Court's Rejection of the District Court's Conclusions
The Fifth Circuit determined that the district court had erred in its conclusions regarding both scienter and loss causation. The appellate court pointed out that the district court had misapplied the applicable legal standards under the PSLRA by requiring a higher level of pleading than what was necessary. The court highlighted that the PSLRA did not impose heightened pleading requirements on loss causation, thus agreeing with the plaintiffs that their allegations were sufficient to withstand a motion to dismiss. By emphasizing the need to accept all factual allegations in the complaint as true, the court reaffirmed that the plaintiffs' claims had the potential to succeed based on the alleged misleading nature of the defendants' statements and the resulting economic harm. The Fifth Circuit ultimately reversed the district court's decision, allowing the case to proceed for further proceedings, as the plaintiffs had adequately met the necessary pleading standards.

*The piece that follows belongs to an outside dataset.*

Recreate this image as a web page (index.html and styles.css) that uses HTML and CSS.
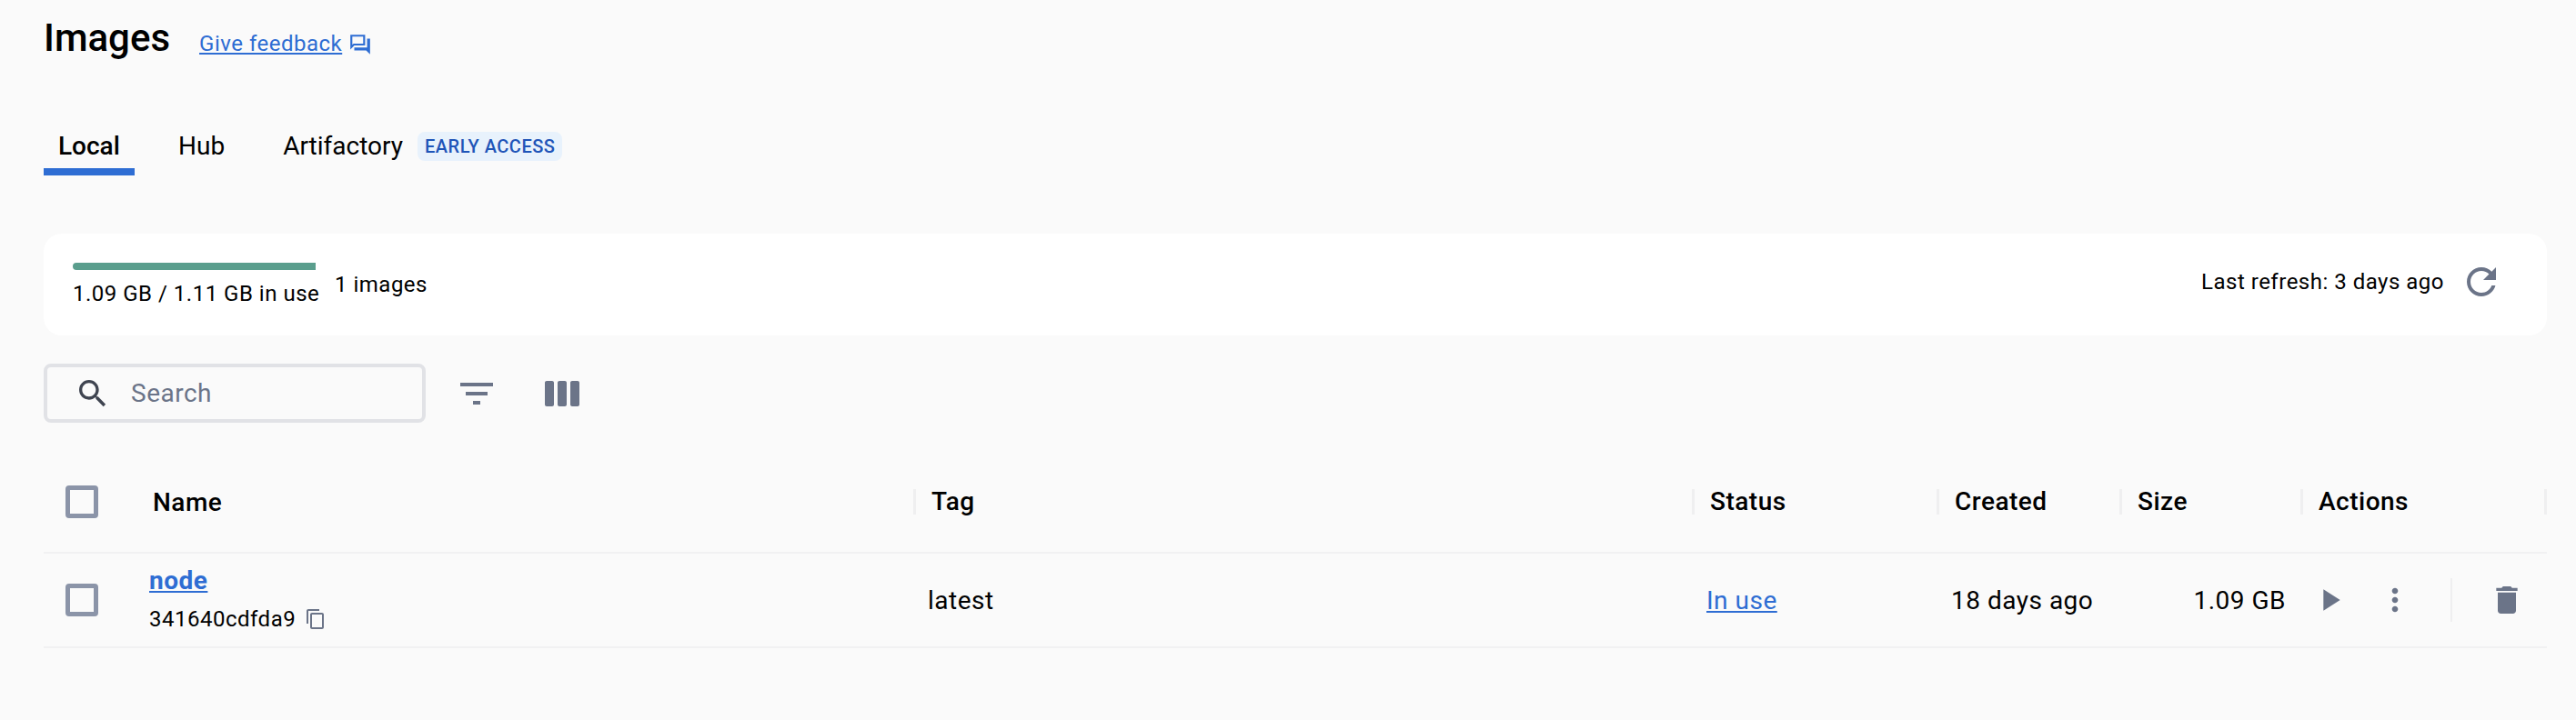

Implications for Future Securities Fraud Cases
This decision by the Fifth Circuit serves as a significant precedent for future securities fraud cases, particularly in relation to the requirements for pleading scienter and loss causation. The ruling underscores the importance of evaluating the context and substance of the alleged misstatements rather than strictly focusing on the presence of motive. The court's analysis suggests that industry-specific language, when used misleadingly, can create a strong inference of severe recklessness, which is crucial for establishing scienter. Additionally, the decision clarifies that plaintiffs need only demonstrate a plausible connection between their losses and the alleged fraudulent statements rather than eliminate all other potential causes. This case reinforces the notion that courts must carefully consider the allegations in the light most favorable to the plaintiffs, thus ensuring that valid claims of securities fraud are not prematurely dismissed. The ruling ultimately contributes to a more balanced approach in securities litigation, enabling investors to seek redress for misleading statements that impact their economic interests.